L’utilisation systématique des caméras embarquées dans les quartiers prioritaires semble être une solution souvent évoquée d’apaisement et de rétablissement de la confiance entre les citoyens et la Police.

Si le mouvement a été plus réduit dans le XVIII, notre arrondissement a déjà été le théâtre d’une affaire quasi similaire rue de Clignancourt

https://www.leparisien.fr/faits-divers/paris-deux-blesses-par-balles-lors-dune-controle-de-police-dans-le-xviiie-arrondissement-04-06-2022-GESERCIAHRAHVITXCBJXVNXYOU.php

« Si la balle qui a tué ma fille n’avait pas été tirée par un policier, l’enquête avancerait-elle plus vite ? », se demandait, en avril 2023 sur France info,

La mère de Rayana, 21 ans, tuée le 4 juin 2022 lors d’un contrôle de police qui a mal tourné, dans le 18e arrondissement de Paris. Sa fille était passagère du véhicule. Elle regrettait que les trois policiers mis en cause n’aient toujours pas été auditionnés par le juge d’instruction, dix mois après les faits.

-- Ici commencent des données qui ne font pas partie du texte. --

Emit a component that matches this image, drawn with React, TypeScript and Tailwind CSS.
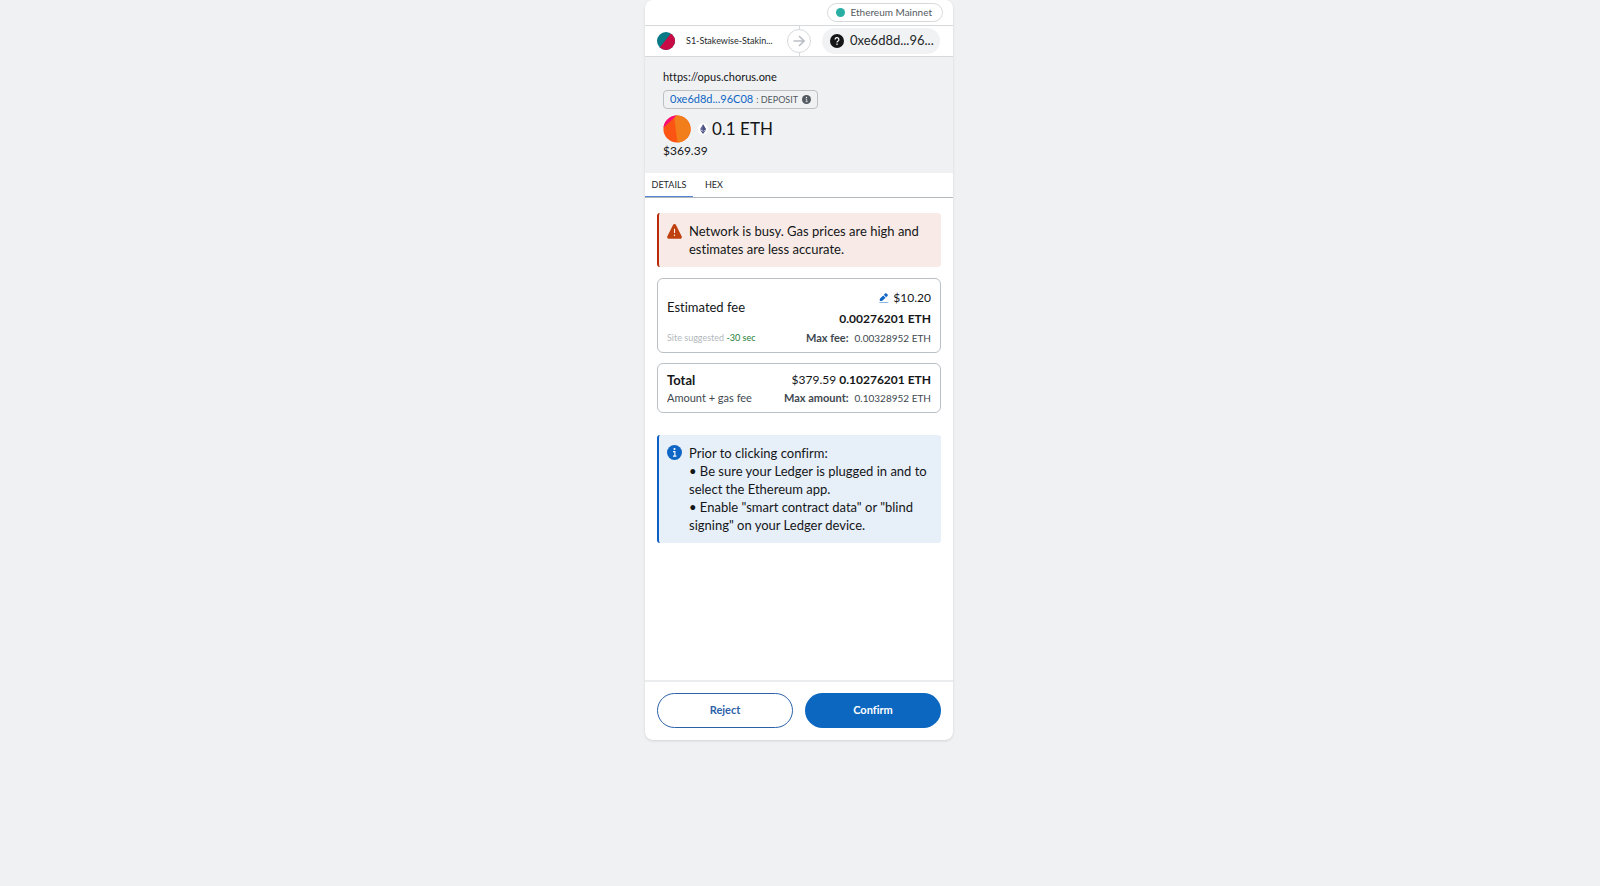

Il a fallu attendre le 6 juin 2023 pour que le policier mis en cause soit mis en examen pour « violences volontaires avec arme ». L’affaire n’est pas terminée

Et par le passé:

Avec l’affaire MAKOME : https://fr.wikipedia.org/wiki/Affaire_Makom%C3%A9_M%27Bowol%C3%A9

et les témoignages encore de résonnance actuelle:

https://m.facebook.com/Ina.fr/videos/3374501546029793/?extid=reels&refsrc=deprecated&_rdr

Nous appelons également la société civile, les associations locales et tous les citoyens soucieux de la justice et de l’équité à se joindre à nous dans cette démarche. Ensemble, nous pouvons œuvrer pour un système policier plus responsable, transparent et respectueux des droits fondamentaux de tous.

Le Conseil Citoyen Paris 18 s’engage à continuer à promouvoir le dialogue, à faire valoir les voix des citoyens et à œuvrer pour une société juste et d’avantage égalitaire.